Em junho, o metro quadrado no bairro do Flamengo era vendido a R$ 11.076, em média, um aumento de 4,7% em relação ao mesmo mês de 2024, segundo dados do sindicato de condomínios do Rio. A praia tem grande movimento de moradores da Baixada Fluminense —é a praia mais próxima da Central do Brasil, terminal dos trens urbanos da cidade.

A construção de espaços privados na marina da Glória, em 2006, foi alvo de protestos de moradores do centro e zona portuária, também usuários dos equipamentos públicos locais.

O aterro tem quadras tênis e de futebol, pista de corrida e ciclismo, rampas de skate e espaço para aeromodelismo. Recebe semanalmente circuitos de corrida, e anualmente blocos de Carnaval. Já teve shows, comícios e missa para mais de 1,5 milhão de pessoas em 1997, na vinda do papa João Paulo 2° ao Brasil.

Ideia de Burle Marx, as árvores do parque foram plantadas com ritmo: a floração e cor mudam a depender do período do ano.

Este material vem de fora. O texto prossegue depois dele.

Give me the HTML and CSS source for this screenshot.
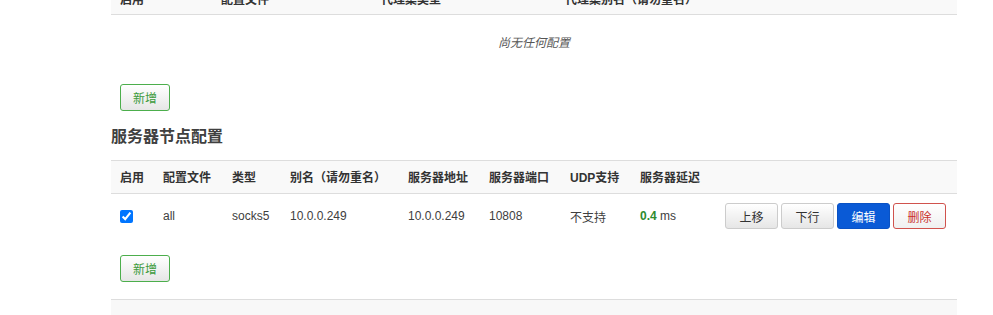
FILE: index.html
```html
<!DOCTYPE html>
<html lang="zh-CN">
<head>
  <meta charset="UTF-8" />
  <title>服务器节点配置</title>
  <link rel="stylesheet" href="styles.css">
</head>
<body>

  <div class="page">

    <table class="cfg-table">
      <thead>
        <tr>
          <th class="c-top-en">启用</th>
          <th class="c-top-file">配置文件</th>
          <th class="c-top-type">代理集类型</th>
          <th>代理集别名（请勿重名）</th>
        </tr>
      </thead>
      <tbody>
        <tr class="empty-row">
          <td colspan="4">尚无任何配置</td>
        </tr>
      </tbody>
    </table>
    <div class="add-bar">
      <button class="btn btn-add">新增</button>
    </div>

    <h3 class="section-title">服务器节点配置</h3>

    <table class="cfg-table">
      <thead>
        <tr>
          <th class="c-en">启用</th>
          <th class="c-file">配置文件</th>
          <th class="c-type">类型</th>
          <th class="c-name">别名（请勿重名）</th>
          <th class="c-addr">服务器地址</th>
          <th class="c-port">服务器端口</th>
          <th class="c-udp">UDP支持</th>
          <th class="c-delay">服务器延迟</th>
          <th></th>
        </tr>
      </thead>
      <tbody>
        <tr class="data-row">
          <td><input type="checkbox" checked /></td>
          <td>all</td>
          <td>socks5</td>
          <td>10.0.0.249</td>
          <td>10.0.0.249</td>
          <td>10808</td>
          <td>不支持</td>
          <td><span class="delay">0.4</span> ms</td>
          <td>
            <div class="ops">
              <button class="btn btn-op">上移</button>
              <button class="btn btn-op">下行</button>
              <button class="btn btn-edit">编辑</button>
              <button class="btn btn-del">删除</button>
            </div>
          </td>
        </tr>
      </tbody>
    </table>
    <div class="add-bar last">
      <button class="btn btn-add">新增</button>
    </div>

    <div class="next-section"></div>
  </div>

</body>
</html>
```

FILE: styles.css
```css
* { margin: 0; padding: 0; box-sizing: border-box; }
body {
  background: #fff; color: #333;
  font-family: "Liberation Sans", "Noto Sans CJK SC", sans-serif; font-size: 12px;
}

.page { width: 846px; margin: -19px 0 0 111px; }

.cfg-table { width: 100%; border-collapse: collapse; table-layout: fixed; }
.cfg-table th {
  height: 33px; background: #f9f9f9; border-top: 1px solid #ddd; border-bottom: 1px solid #ddd;
  text-align: left; font-weight: bold; color: #333; padding: 0 0 0 9px; white-space: nowrap;
}
.cfg-table td { padding: 0 0 0 9px; color: #404040; white-space: nowrap; }

.c-top-en { width: 101px; }
.c-top-file { width: 160px; }
.c-top-type { width: 184px; }

.c-en { width: 43px; }
.c-file { width: 69px; }
.c-type { width: 58px; }
.c-name { width: 118px; }
.c-addr { width: 81px; }
.c-port { width: 81px; }
.c-udp { width: 70px; }
.c-delay { width: 85px; }

.empty-row td {
  height: 53px; text-align: center; font-style: italic; color: #555; padding: 0;
}

.data-row td { height: 46px; }
.data-row input { width: 13px; height: 13px; margin: 3px 0 0 0; accent-color: #0075ff; }
.delay { color: #2e8b2e; font-weight: bold; }

.ops { display: flex; justify-content: flex-end; gap: 3px; padding-right: 11px; }

.btn {
  height: 26px; width: 53px; border-radius: 3px; font-size: 12px; cursor: pointer;
  font-family: "Liberation Sans", "Noto Sans CJK SC", sans-serif;
  border: 1px solid #ccc; background: linear-gradient(#fff, #e6e6e6); color: #333;
}
.btn-edit { background: #0a5ad6; border-color: #0a52c4; color: #fff; }
.btn-del { border-color: #d0524d; color: #c9302c; background: linear-gradient(#fff, #f0f0f0); }

.add-bar { padding: 16px 9px 13px; }
.add-bar.last { padding-bottom: 17px; }
.btn-add { width: 50px; height: 27px; border-color: #4cae4c; color: #3c9a3c; }

.section-title { font-size: 16px; line-height: 26px; font-weight: bold; color: #404040; margin-bottom: 10px; }

.next-section { border-top: 1px solid #ddd; background: #f8f8f8; height: 16px; }
```
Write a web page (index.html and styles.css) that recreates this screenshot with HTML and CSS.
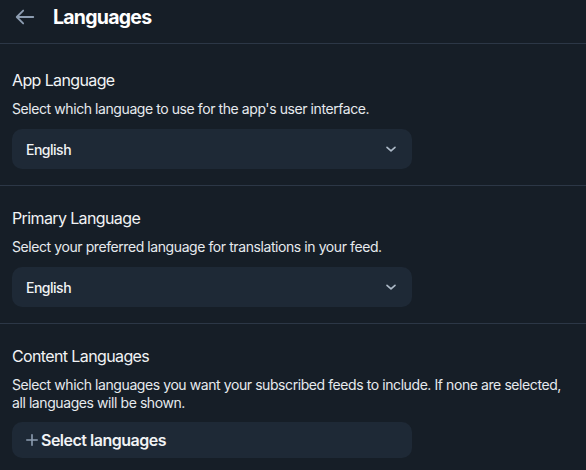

Os postes são espalhados como palmeiras e têm 45 metros de altura, o que gerou dificuldade, no início, para troca das lâmpadas. Na canção “Paisagem Útil”, em que menciona o aterro, Caetano Veloso os trata como “frio palmeiral de cimento”.

“O aterro representa à época uma cidade que está se redescobrindo, perdendo a capital e mantendo o moderno”, diz Márcia Chuva.